═════ Records supplied ═════
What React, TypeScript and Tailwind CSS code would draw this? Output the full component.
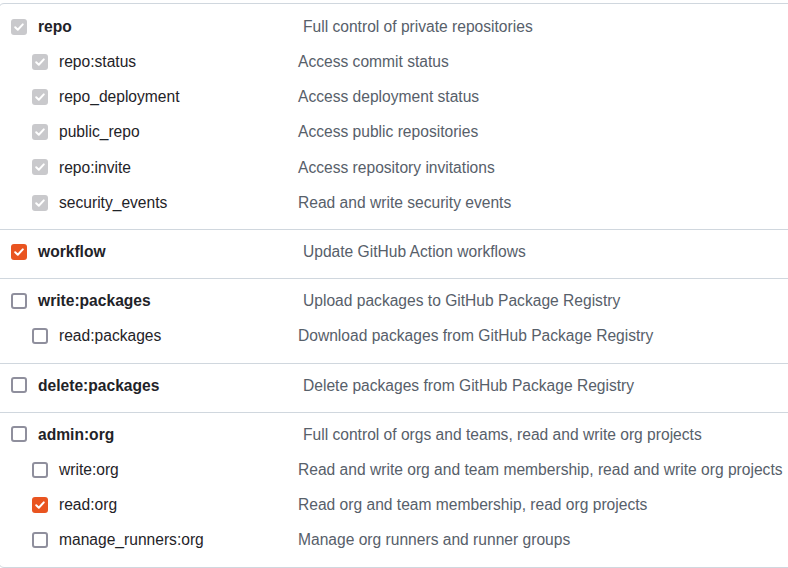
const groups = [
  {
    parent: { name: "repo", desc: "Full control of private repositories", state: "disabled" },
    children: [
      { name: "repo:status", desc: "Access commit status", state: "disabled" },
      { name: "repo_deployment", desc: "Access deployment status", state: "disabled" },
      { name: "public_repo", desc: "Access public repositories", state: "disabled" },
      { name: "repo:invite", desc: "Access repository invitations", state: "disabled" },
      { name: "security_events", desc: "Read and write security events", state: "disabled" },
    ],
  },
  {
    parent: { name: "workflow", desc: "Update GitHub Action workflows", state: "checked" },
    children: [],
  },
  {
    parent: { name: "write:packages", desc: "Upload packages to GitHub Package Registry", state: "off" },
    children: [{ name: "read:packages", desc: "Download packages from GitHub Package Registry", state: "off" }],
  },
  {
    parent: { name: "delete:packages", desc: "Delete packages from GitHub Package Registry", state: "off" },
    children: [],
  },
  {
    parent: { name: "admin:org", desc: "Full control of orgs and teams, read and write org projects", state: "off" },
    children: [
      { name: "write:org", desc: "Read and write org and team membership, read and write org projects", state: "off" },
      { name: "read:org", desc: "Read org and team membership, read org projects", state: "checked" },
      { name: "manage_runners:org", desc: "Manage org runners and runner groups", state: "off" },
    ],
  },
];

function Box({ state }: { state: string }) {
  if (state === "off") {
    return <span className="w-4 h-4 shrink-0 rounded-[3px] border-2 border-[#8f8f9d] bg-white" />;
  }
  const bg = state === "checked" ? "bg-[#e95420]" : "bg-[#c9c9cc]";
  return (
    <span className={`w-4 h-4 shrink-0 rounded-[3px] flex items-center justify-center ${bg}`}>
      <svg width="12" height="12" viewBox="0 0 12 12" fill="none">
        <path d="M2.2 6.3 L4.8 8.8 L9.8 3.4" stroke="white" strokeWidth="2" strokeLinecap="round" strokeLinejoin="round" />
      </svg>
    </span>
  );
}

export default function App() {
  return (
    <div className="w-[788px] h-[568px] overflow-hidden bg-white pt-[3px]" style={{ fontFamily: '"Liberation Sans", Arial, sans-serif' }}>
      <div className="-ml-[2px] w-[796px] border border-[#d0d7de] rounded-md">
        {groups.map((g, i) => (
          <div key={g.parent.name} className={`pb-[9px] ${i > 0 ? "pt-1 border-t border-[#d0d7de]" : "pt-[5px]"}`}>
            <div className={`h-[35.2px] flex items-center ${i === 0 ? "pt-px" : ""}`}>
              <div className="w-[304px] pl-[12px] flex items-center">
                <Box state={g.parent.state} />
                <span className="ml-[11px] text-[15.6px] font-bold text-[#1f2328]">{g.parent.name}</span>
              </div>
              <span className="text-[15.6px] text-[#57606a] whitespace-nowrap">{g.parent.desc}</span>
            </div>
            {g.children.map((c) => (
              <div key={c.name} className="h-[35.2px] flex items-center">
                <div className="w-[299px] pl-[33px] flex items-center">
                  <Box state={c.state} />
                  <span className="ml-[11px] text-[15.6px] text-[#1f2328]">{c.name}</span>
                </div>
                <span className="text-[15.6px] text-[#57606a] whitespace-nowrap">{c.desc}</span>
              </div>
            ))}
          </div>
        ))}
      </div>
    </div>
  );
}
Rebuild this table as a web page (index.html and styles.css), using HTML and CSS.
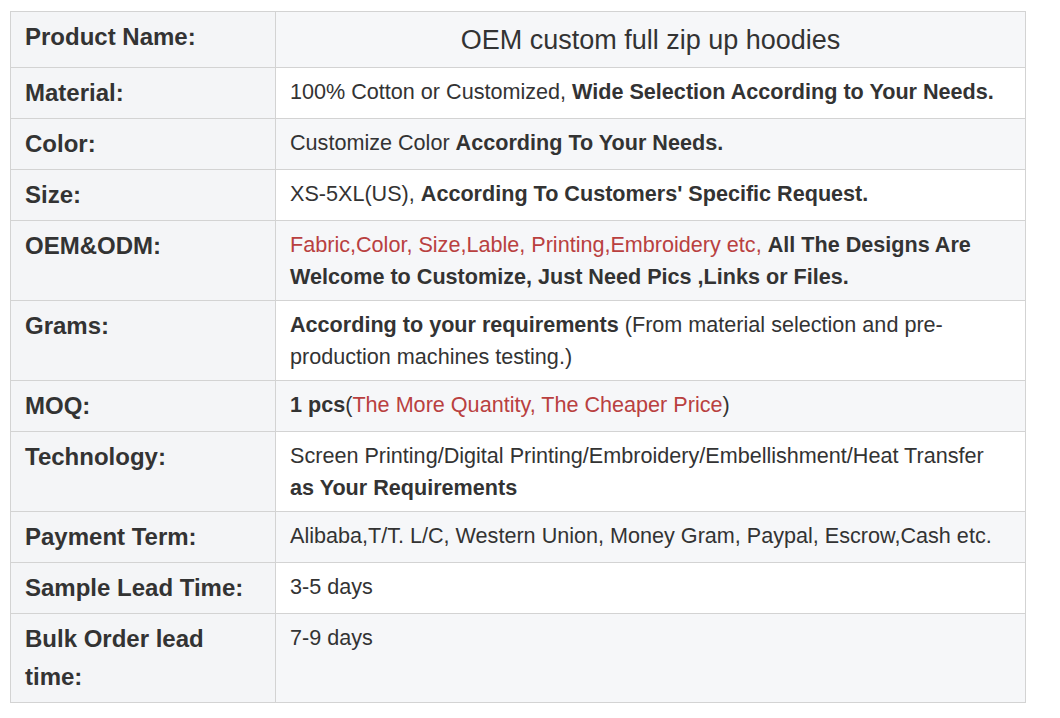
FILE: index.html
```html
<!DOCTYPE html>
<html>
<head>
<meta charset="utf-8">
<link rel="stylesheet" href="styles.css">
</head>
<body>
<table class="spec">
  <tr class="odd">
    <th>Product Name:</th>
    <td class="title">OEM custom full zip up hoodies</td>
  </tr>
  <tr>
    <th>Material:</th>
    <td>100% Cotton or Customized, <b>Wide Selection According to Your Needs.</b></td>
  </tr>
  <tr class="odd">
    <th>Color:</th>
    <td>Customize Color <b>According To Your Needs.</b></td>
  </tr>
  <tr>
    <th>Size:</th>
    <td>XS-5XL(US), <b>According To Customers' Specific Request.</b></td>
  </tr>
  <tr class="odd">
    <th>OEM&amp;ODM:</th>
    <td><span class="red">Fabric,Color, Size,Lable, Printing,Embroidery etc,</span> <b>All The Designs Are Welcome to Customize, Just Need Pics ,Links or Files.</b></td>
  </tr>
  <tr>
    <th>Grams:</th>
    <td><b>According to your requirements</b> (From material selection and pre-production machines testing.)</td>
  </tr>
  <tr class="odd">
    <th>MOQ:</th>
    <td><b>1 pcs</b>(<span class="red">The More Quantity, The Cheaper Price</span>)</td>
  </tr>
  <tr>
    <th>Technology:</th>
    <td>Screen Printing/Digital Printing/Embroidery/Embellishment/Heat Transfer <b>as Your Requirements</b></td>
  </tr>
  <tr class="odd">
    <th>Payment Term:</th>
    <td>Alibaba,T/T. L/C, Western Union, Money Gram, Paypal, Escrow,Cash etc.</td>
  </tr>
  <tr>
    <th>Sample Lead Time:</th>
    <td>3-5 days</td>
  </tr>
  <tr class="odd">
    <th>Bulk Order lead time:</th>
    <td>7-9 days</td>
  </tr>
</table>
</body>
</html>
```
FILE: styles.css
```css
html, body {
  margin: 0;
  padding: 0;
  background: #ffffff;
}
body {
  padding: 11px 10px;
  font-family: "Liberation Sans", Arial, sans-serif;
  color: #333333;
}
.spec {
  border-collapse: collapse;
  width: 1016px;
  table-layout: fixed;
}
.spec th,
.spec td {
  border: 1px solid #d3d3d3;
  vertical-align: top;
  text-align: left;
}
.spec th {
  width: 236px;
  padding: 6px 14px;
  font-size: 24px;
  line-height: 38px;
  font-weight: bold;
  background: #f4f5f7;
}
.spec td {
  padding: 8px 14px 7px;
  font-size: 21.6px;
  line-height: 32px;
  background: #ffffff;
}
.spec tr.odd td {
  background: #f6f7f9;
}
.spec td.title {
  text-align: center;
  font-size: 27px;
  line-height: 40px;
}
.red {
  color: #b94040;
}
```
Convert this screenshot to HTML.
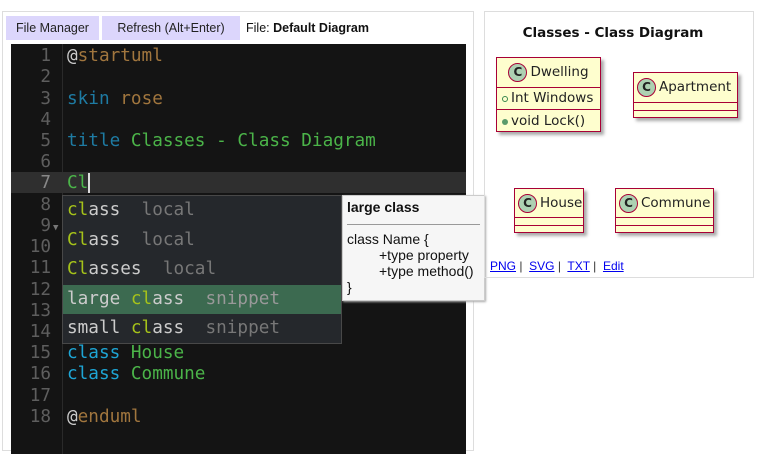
═════
**What is needed**
Quote the data exactly, leaving every image out of the copy.

**Answer in full**
What React, TypeScript and Tailwind CSS code would draw this? Output the full component.
const groups = [
  {
    parent: { name: "repo", desc: "Full control of private repositories", state: "disabled" },
    children: [
      { name: "repo:status", desc: "Access commit status", state: "disabled" },
      { name: "repo_deployment", desc: "Access deployment status", state: "disabled" },
      { name: "public_repo", desc: "Access public repositories", state: "disabled" },
      { name: "repo:invite", desc: "Access repository invitations", state: "disabled" },
      { name: "security_events", desc: "Read and write security events", state: "disabled" },
    ],
  },
  {
    parent: { name: "workflow", desc: "Update GitHub Action workflows", state: "checked" },
    children: [],
  },
  {
    parent: { name: "write:packages", desc: "Upload packages to GitHub Package Registry", state: "off" },
    children: [{ name: "read:packages", desc: "Download packages from GitHub Package Registry", state: "off" }],
  },
  {
    parent: { name: "delete:packages", desc: "Delete packages from GitHub Package Registry", state: "off" },
    children: [],
  },
  {
    parent: { name: "admin:org", desc: "Full control of orgs and teams, read and write org projects", state: "off" },
    children: [
      { name: "write:org", desc: "Read and write org and team membership, read and write org projects", state: "off" },
      { name: "read:org", desc: "Read org and team membership, read org projects", state: "checked" },
      { name: "manage_runners:org", desc: "Manage org runners and runner groups", state: "off" },
    ],
  },
];

function Box({ state }: { state: string }) {
  if (state === "off") {
    return <span className="w-4 h-4 shrink-0 rounded-[3px] border-2 border-[#8f8f9d] bg-white" />;
  }
  const bg = state === "checked" ? "bg-[#e95420]" : "bg-[#c9c9cc]";
  return (
    <span className={`w-4 h-4 shrink-0 rounded-[3px] flex items-center justify-center ${bg}`}>
      <svg width="12" height="12" viewBox="0 0 12 12" fill="none">
        <path d="M2.2 6.3 L4.8 8.8 L9.8 3.4" stroke="white" strokeWidth="2" strokeLinecap="round" strokeLinejoin="round" />
      </svg>
    </span>
  );
}

export default function App() {
  return (
    <div className="w-[788px] h-[568px] overflow-hidden bg-white pt-[3px]" style={{ fontFamily: '"Liberation Sans", Arial, sans-serif' }}>
      <div className="-ml-[2px] w-[796px] border border-[#d0d7de] rounded-md">
        {groups.map((g, i) => (
          <div key={g.parent.name} className={`pb-[9px] ${i > 0 ? "pt-1 border-t border-[#d0d7de]" : "pt-[5px]"}`}>
            <div className={`h-[35.2px] flex items-center ${i === 0 ? "pt-px" : ""}`}>
              <div className="w-[304px] pl-[12px] flex items-center">
                <Box state={g.parent.state} />
                <span className="ml-[11px] text-[15.6px] font-bold text-[#1f2328]">{g.parent.name}</span>
              </div>
              <span className="text-[15.6px] text-[#57606a] whitespace-nowrap">{g.parent.desc}</span>
            </div>
            {g.children.map((c) => (
              <div key={c.name} className="h-[35.2px] flex items-center">
                <div className="w-[299px] pl-[33px] flex items-center">
                  <Box state={c.state} />
                  <span className="ml-[11px] text-[15.6px] text-[#1f2328]">{c.name}</span>
                </div>
                <span className="text-[15.6px] text-[#57606a] whitespace-nowrap">{c.desc}</span>
              </div>
            ))}
          </div>
        ))}
      </div>
    </div>
  );
}
Rebuild this table as a web page (index.html and styles.css), using HTML and CSS.
FILE: index.html
```html
<!DOCTYPE html>
<html>
<head>
<meta charset="utf-8">
<link rel="stylesheet" href="styles.css">
</head>
<body>
<table class="spec">
  <tr class="odd">
    <th>Product Name:</th>
    <td class="title">OEM custom full zip up hoodies</td>
  </tr>
  <tr>
    <th>Material:</th>
    <td>100% Cotton or Customized, <b>Wide Selection According to Your Needs.</b></td>
  </tr>
  <tr class="odd">
    <th>Color:</th>
    <td>Customize Color <b>According To Your Needs.</b></td>
  </tr>
  <tr>
    <th>Size:</th>
    <td>XS-5XL(US), <b>According To Customers' Specific Request.</b></td>
  </tr>
  <tr class="odd">
    <th>OEM&amp;ODM:</th>
    <td><span class="red">Fabric,Color, Size,Lable, Printing,Embroidery etc,</span> <b>All The Designs Are Welcome to Customize, Just Need Pics ,Links or Files.</b></td>
  </tr>
  <tr>
    <th>Grams:</th>
    <td><b>According to your requirements</b> (From material selection and pre-production machines testing.)</td>
  </tr>
  <tr class="odd">
    <th>MOQ:</th>
    <td><b>1 pcs</b>(<span class="red">The More Quantity, The Cheaper Price</span>)</td>
  </tr>
  <tr>
    <th>Technology:</th>
    <td>Screen Printing/Digital Printing/Embroidery/Embellishment/Heat Transfer <b>as Your Requirements</b></td>
  </tr>
  <tr class="odd">
    <th>Payment Term:</th>
    <td>Alibaba,T/T. L/C, Western Union, Money Gram, Paypal, Escrow,Cash etc.</td>
  </tr>
  <tr>
    <th>Sample Lead Time:</th>
    <td>3-5 days</td>
  </tr>
  <tr class="odd">
    <th>Bulk Order lead time:</th>
    <td>7-9 days</td>
  </tr>
</table>
</body>
</html>
```
FILE: styles.css
```css
html, body {
  margin: 0;
  padding: 0;
  background: #ffffff;
}
body {
  padding: 11px 10px;
  font-family: "Liberation Sans", Arial, sans-serif;
  color: #333333;
}
.spec {
  border-collapse: collapse;
  width: 1016px;
  table-layout: fixed;
}
.spec th,
.spec td {
  border: 1px solid #d3d3d3;
  vertical-align: top;
  text-align: left;
}
.spec th {
  width: 236px;
  padding: 6px 14px;
  font-size: 24px;
  line-height: 38px;
  font-weight: bold;
  background: #f4f5f7;
}
.spec td {
  padding: 8px 14px 7px;
  font-size: 21.6px;
  line-height: 32px;
  background: #ffffff;
}
.spec tr.odd td {
  background: #f6f7f9;
}
.spec td.title {
  text-align: center;
  font-size: 27px;
  line-height: 40px;
}
.red {
  color: #b94040;
}
```
Convert this screenshot to HTML.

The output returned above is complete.